In the meantime, Genscape estimated total demand of just under 91.6 Bcf/d for Tuesday, with demand expected to potentially reach 103 Bcf/d before the week is out. Month to date, demand is “still averaging just 93.9 Bcf/d, about 6 Bcf/d behind last year’s same date stretch and nearly 10.8 Bcf/d below the five-year average,” according to the firm.
NatGasWeather was looking for “very light national demand” over the next couple days as the coldest temperatures were expected to remain focused over the Northern Plains.
“High pressure over the South and East will bring much warmer versus normal temperatures” Tuesday and Wednesday, including highs in the upper 60s to 80s for Texas, the South and the Southeast, the forecaster said. From the Mid-Atlantic into the major cities in the Northeast, highs were expected to climb into the 40s to 60s.
From the Gulf Coast to the Southeast, trading points generally strengthened in line with Henry Hub Tuesday. Transco Zone 5 added 3.5 cents to $2.105, while Houston Ship Channel gained 5.0 cents to $2.030.
Meanwhile, a number of hubs in the Rockies and California continued to trade at substantial positive basis differentials amid widespread wintry weather impacting the western United States.
The National Weather Service (NWS) was calling for heavy snow over much of the Northwest the next few days, with “bitterly cold temperatures” predicted for parts of the Northwest into the Northern High Plains.

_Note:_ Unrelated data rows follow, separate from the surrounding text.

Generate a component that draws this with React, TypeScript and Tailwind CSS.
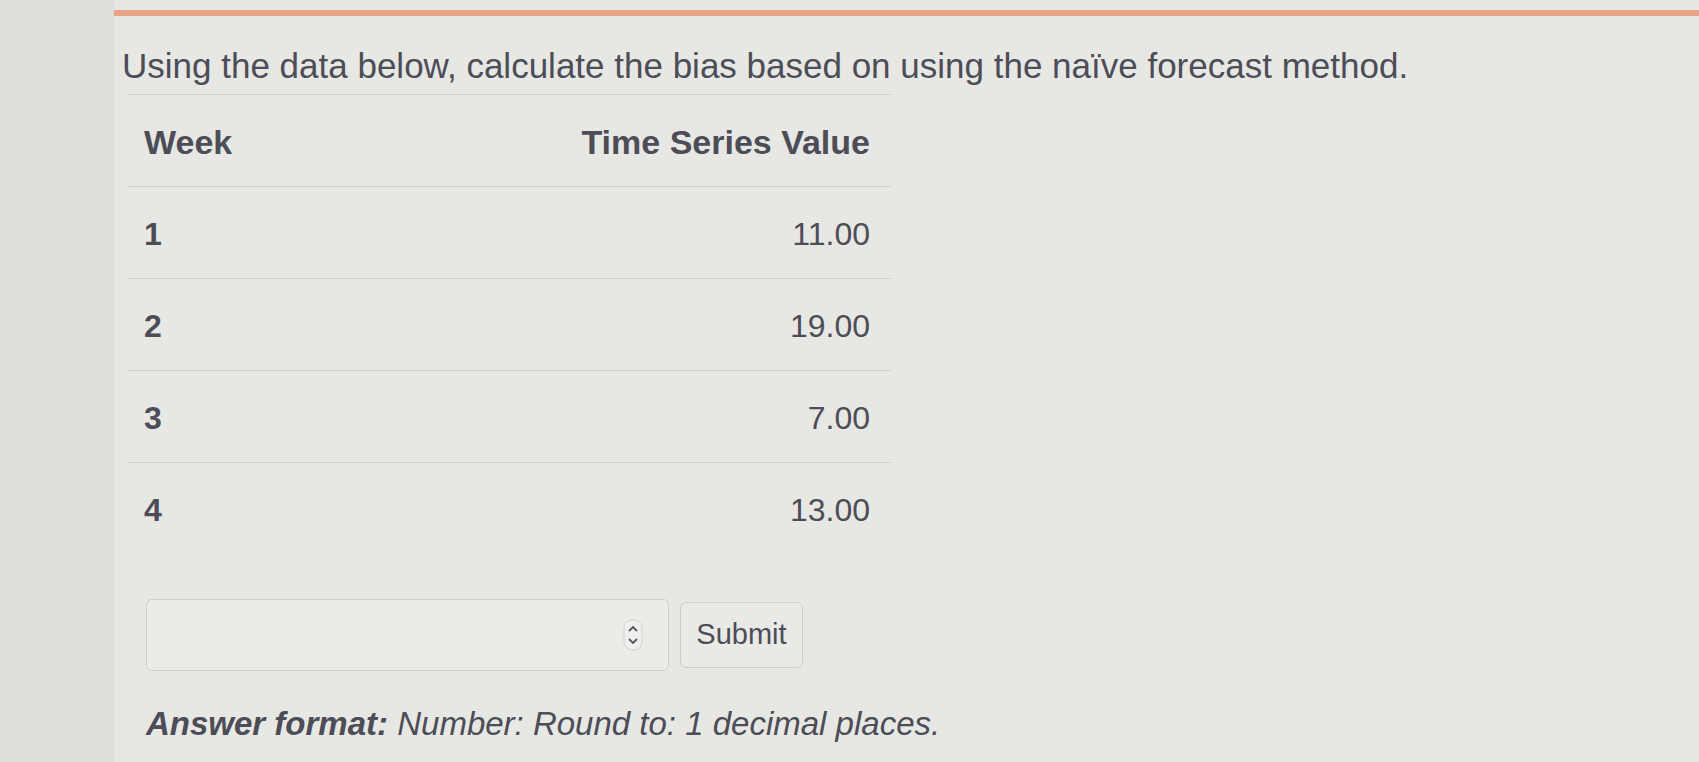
import { useState } from "react";

// Question card: naïve forecast bias prompt, data table, numeric answer + submit.

const ROWS = [
  { week: 1, value: "11.00" },
  { week: 2, value: "19.00" },
  { week: 3, value: "7.00" },
  { week: 4, value: "13.00" },
];

const FONT = "font-['Liberation_Sans',Arial,sans-serif]";

function Spinner() {
  return (
    <svg width="20" height="32" viewBox="0 0 20 32" aria-hidden="true" className="shrink-0">
      <rect x="1" y="1" width="18" height="30" rx="8" fill="#efefed" stroke="#d3d3d1" />
      <path d="M6 12 L10 8 L14 12" fill="none" stroke="#55565e" strokeWidth="1.8" />
      <path d="M6 20 L10 24 L14 20" fill="none" stroke="#55565e" strokeWidth="1.8" />
    </svg>
  );
}

export default function App() {
  const [answer, setAnswer] = useState("");
  return (
    <div className={`flex h-[762px] w-full overflow-hidden bg-[#e6e6e3] text-[#4c4d57] ${FONT}`}>
      <div className="w-[114px] shrink-0 bg-[#dededb]" />
      <main className="flex min-w-0 flex-1 flex-col bg-[#e7e7e4]">
        <div className="mt-[10px] h-[6px] w-full bg-[#e9a385]" />
        <h1 className="mt-[29px] pl-[8px] text-[35px] leading-[42px] whitespace-nowrap">
          Using the data below, calculate the bias based on using the naïve forecast method.
        </h1>

        <table className="mt-[7px] ml-[14px] w-[763px] border-collapse border-t border-[#cfcfcc]">
          <thead>
            <tr className="h-[92px] border-b border-[#cfcfcc]">
              <th className="pt-[4px] pl-[16px] text-left text-[34px] font-bold">Week</th>
              <th className="pt-[4px] pr-[21px] text-right text-[34px] font-bold">
                Time Series Value
              </th>
            </tr>
          </thead>
          <tbody>
            {ROWS.map((row, i) => (
              <tr
                key={row.week}
                className={i < ROWS.length - 1 ? "h-[92px] border-b border-[#cfcfcc]" : "h-[92px]"}
              >
                <td className="pt-[3px] pl-[16px] text-left text-[32px] font-bold">{row.week}</td>
                <td className="pt-[3px] pr-[21px] text-right text-[32px]">{row.value}</td>
              </tr>
            ))}
          </tbody>
        </table>

        <div className="mt-[44px] ml-[32px] flex items-center gap-[11px]">
          <div className="flex h-[72px] w-[523px] items-center rounded-[6px] border border-[#cdcdca] bg-[#ebebe8] pr-[25px]">
            <input
              type="text"
              value={answer}
              onChange={(e) => setAnswer(e.target.value)}
              className="min-w-0 flex-1 bg-transparent px-4 text-[28px] outline-none"
            />
            <Spinner />
          </div>
          <button className="h-[66px] w-[123px] rounded-[6px] border border-[#cdcdca] bg-[#e9e9e6] text-[29px] text-[#4c4d57]">
            Submit
          </button>
        </div>

        <p className="mt-[33px] ml-[32px] text-[33px] leading-[40px] whitespace-nowrap italic">
          <span className="font-bold">Answer format:</span> Number: Round to: 1 decimal places.
        </p>
      </main>
    </div>
  );
}
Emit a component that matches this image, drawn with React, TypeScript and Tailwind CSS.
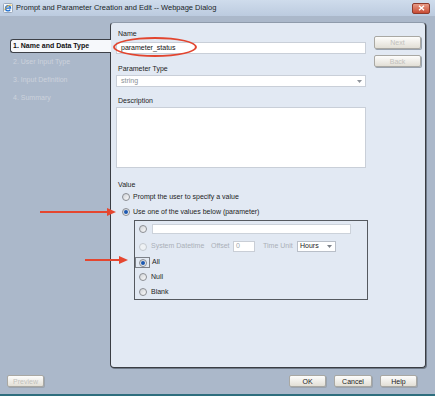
import React from "react";

const font = "font-['Liberation_Sans',Arial,sans-serif]";

function Radio({ checked = false, disabled = false }: { checked?: boolean; disabled?: boolean }) {
  return (
    <span
      className={
        "flex h-[8px] w-[8px] shrink-0 items-center justify-center rounded-full border " +
        (disabled
          ? "border-[#c3c8ce] bg-[#eef1f4]"
          : "border-[#8b8e93] bg-gradient-to-br from-[#cfd2d7] to-[#fbfbfb]")
      }
    >
      {checked && <span className="h-[4px] w-[4px] rounded-full bg-[#1c58b0]" />}
    </span>
  );
}

function WinButton({
  label,
  disabled = false,
  className = "",
}: {
  label: string;
  disabled?: boolean;
  className?: string;
}) {
  return (
    <div
      className={
        "flex items-center justify-center rounded-[2px] border border-[#a9a8a3] bg-gradient-to-b from-[#fdfdfc] to-[#e2dfd6] text-[7px] leading-none shadow-[1px_1px_0_#9aa3ae] " +
        (disabled ? "text-[#c2c1bc] " : "text-[#1b1b1b] ") +
        className
      }
    >
      {label}
    </div>
  );
}

function Label({ children, className = "" }: { children: React.ReactNode; className?: string }) {
  return <div className={"pl-[2px] text-[7px] leading-[9px] text-[#1d1d1d] " + className}>{children}</div>;
}

export default function App() {
  const steps = ["2. User Input Type", "3. Input Definition", "4. Summary"];

  return (
    <div className={`relative flex h-[396px] w-[435px] flex-col overflow-hidden bg-[#abb8ca] ${font}`}>
      {/* Title bar */}
      <div className="flex h-[16px] shrink-0 items-center bg-gradient-to-b from-[#cfdcec] to-[#bccbdf] pl-[3px] pr-[5px]">
        <svg width="10" height="10" viewBox="0 0 10 10">
          <rect x="0.5" y="0.5" width="9" height="9" rx="1" fill="#f4f7fb" stroke="#9aa8ba" />
          <path d="M2.5 5.2h5c0-1.6-1.1-2.6-2.5-2.6S2.5 3.7 2.5 5.2s1 2.6 2.5 2.6c1 0 1.8-.5 2.2-1.2" fill="none" stroke="#1e6fd0" strokeWidth="1.3" />
          <path d="M1.5 7.2C3 3 7 1.5 8.8 2.3" fill="none" stroke="#f0b429" strokeWidth="0.9" />
        </svg>
        <span className="ml-[3px] text-[7.5px] leading-none text-[#1a1f28]">
          Prompt and Parameter Creation and Edit -- Webpage Dialog
        </span>
        <div className="ml-auto flex h-[11px] w-[18px] items-center justify-center rounded-[2px] border border-[#8e3a2c] bg-gradient-to-b from-[#e79a86] to-[#c84a33]">
          <svg width="7" height="6" viewBox="0 0 7 6">
            <path d="M1 0.8l5 4.4M6 0.8l-5 4.4" stroke="#ffffff" strokeWidth="1.4" />
          </svg>
        </div>
      </div>

      {/* Body */}
      <div className="mt-[6px] flex h-[346px] shrink-0">
        {/* Step list */}
        <div className="relative z-10 w-[110px] shrink-0 pt-[17px]">
          <div className="-mr-[1px] ml-[10px] flex h-[14px] items-center rounded-l-[3px] border border-r-0 border-[#3d4047] bg-[#f6f8fb] pl-[2px] text-[7px] font-bold text-[#111]">
            1. Name and Data Type
          </div>
          <div className="pl-[13px] pt-[4px]">
            {steps.map((s) => (
              <div key={s} className="mb-[9px] text-[7px] leading-[9px] text-[#cbd2dc]">
                {s}
              </div>
            ))}
          </div>
        </div>

        {/* Main panel */}
        <div className="flex h-full w-[316px] shrink-0 rounded-[4px] border border-[#3a3d43] border-t-[#8f9bab] bg-[#e2e9f3] pl-[5px] shadow-[1px_1px_0_#6f7a88]">
          <div className="flex w-[250px] shrink-0 flex-col">
            <Label className="mt-[6px]">Name</Label>
            <div className="mt-[4px] flex h-[12px] items-center border border-[#c9cfd8] bg-white pl-[4px] text-[7px] text-[#111]">
              parameter_status
            </div>

            <Label className="mt-[10px]">Parameter Type</Label>
            <div className="mt-[2px] flex h-[12px] items-center border border-[#c9cfd8] bg-white pl-[4px] pr-[3px] text-[7px] text-[#8a8f96]">
              <span>string</span>
              <svg className="ml-auto" width="5" height="3" viewBox="0 0 5 3">
                <path d="M0 0h5L2.5 3z" fill="#8f949b" />
              </svg>
            </div>

            <Label className="mt-[9px]">Description</Label>
            <div className="mt-[2px] h-[61px] border border-[#c9cfd8] bg-white" />

            <Label className="mt-[12px]">Value</Label>
            <div className="mt-[3px] flex h-[10px] items-center gap-[3px] pl-[6px] text-[7px] text-[#1d1d1d]">
              <Radio />
              <span>Prompt the user to specify a value</span>
            </div>
            <div className="mt-[5px] flex h-[10px] items-center gap-[3px] pl-[6px] text-[7px] text-[#1d1d1d]">
              <Radio checked />
              <span>Use one of the values below (parameter)</span>
            </div>

            {/* Value group */}
            <div className="ml-[18px] mt-[3px] flex h-[80px] w-[234px] flex-col border border-[#55595f] pt-[3px] text-[7px]">
              <div className="flex h-[10px] items-center">
                <span className="flex w-[16px] justify-center">
                  <Radio />
                </span>
                <div className="ml-[1px] h-[10px] w-[199px] border border-[#ccd2da] bg-white" />
              </div>
              <div className="mt-[7px] flex h-[11px] items-center text-[#aab0b8]">
                <span className="flex w-[16px] justify-center">
                  <Radio disabled />
                </span>
                <span className="w-[60px]">System Datetime</span>
                <span className="w-[22px]">Offset</span>
                <div className="flex h-[11px] w-[22px] items-center border border-[#c9ced6] bg-white pl-[2px] text-[#a0a6ae]">
                  0
                </div>
                <span className="ml-[8px] w-[34px]">Time Unit</span>
                <div className="flex h-[11px] w-[39px] items-center border border-[#b9bfc8] bg-white pl-[2px] pr-[3px] text-[#222]">
                  <span>Hours</span>
                  <svg className="ml-auto" width="5" height="3" viewBox="0 0 5 3">
                    <path d="M0 0h5L2.5 3z" fill="#7d828a" />
                  </svg>
                </div>
              </div>
              <div className="mt-[5px] flex h-[11px] items-center text-[#1d1d1d]">
                <span className="flex h-[11px] w-[15px] items-center justify-center border border-[#7c8088]">
                  <Radio checked />
                </span>
                <span className="ml-[2px]">All</span>
              </div>
              <div className="mt-[4px] flex h-[10px] items-center text-[#1d1d1d]">
                <span className="flex w-[16px] justify-center">
                  <Radio />
                </span>
                <span>Null</span>
              </div>
              <div className="mt-[5px] flex h-[10px] items-center text-[#1d1d1d]">
                <span className="flex w-[16px] justify-center">
                  <Radio />
                </span>
                <span>Blank</span>
              </div>
            </div>
          </div>

          <div className="ml-[8px] mt-[13px] flex flex-col">
            <WinButton label="Next" disabled className="h-[13px] w-[47px]" />
            <WinButton label="Back" disabled className="mt-[6px] h-[12px] w-[47px]" />
          </div>
        </div>
      </div>

      {/* Footer buttons */}
      <div className="mt-[7px] flex h-[12px] shrink-0 items-center">
        <WinButton label="Preview" disabled className="ml-[7px] h-[12px] w-[37px]" />
        <div className="ml-auto mr-[18px] flex gap-[8px]">
          <WinButton label="OK" className="h-[12px] w-[37px]" />
          <WinButton label="Cancel" className="h-[12px] w-[38px]" />
          <WinButton label="Help" className="h-[12px] w-[37px]" />
        </div>
      </div>
      <div className="mt-[7px] h-[2px] shrink-0 bg-[#2e6e7e]" />

      {/* Annotations */}
      <div className="pointer-events-none absolute left-[113px] top-[37px] h-[20px] w-[84px] rounded-[50%] border-2 border-[#e2452f]" />
      <svg className="pointer-events-none absolute left-0 top-0" width="435" height="396">
        <line x1="40" y1="212" x2="109" y2="212" stroke="#e5462f" strokeWidth="2" />
        <path d="M107 208L116 212L107 216Z" fill="#e5462f" />
        <line x1="85" y1="260" x2="121" y2="260" stroke="#e5462f" strokeWidth="2" />
        <path d="M119 256L128 260L119 264Z" fill="#e5462f" />
      </svg>
    </div>
  );
}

Pacific moisture moving inland “coupled with the presence of Arctic air filtering south from Southwest Canada will set the stage for significant winter weather impacts,” the forecaster said. “Areas of heavy snow can be expected for the interior of Washington, Oregon, the Northern Great Basin and the Central and Northern Rockies going through Thursday...Some accumulating snow will even be possible for the Seattle and Portland metropolitan areas.”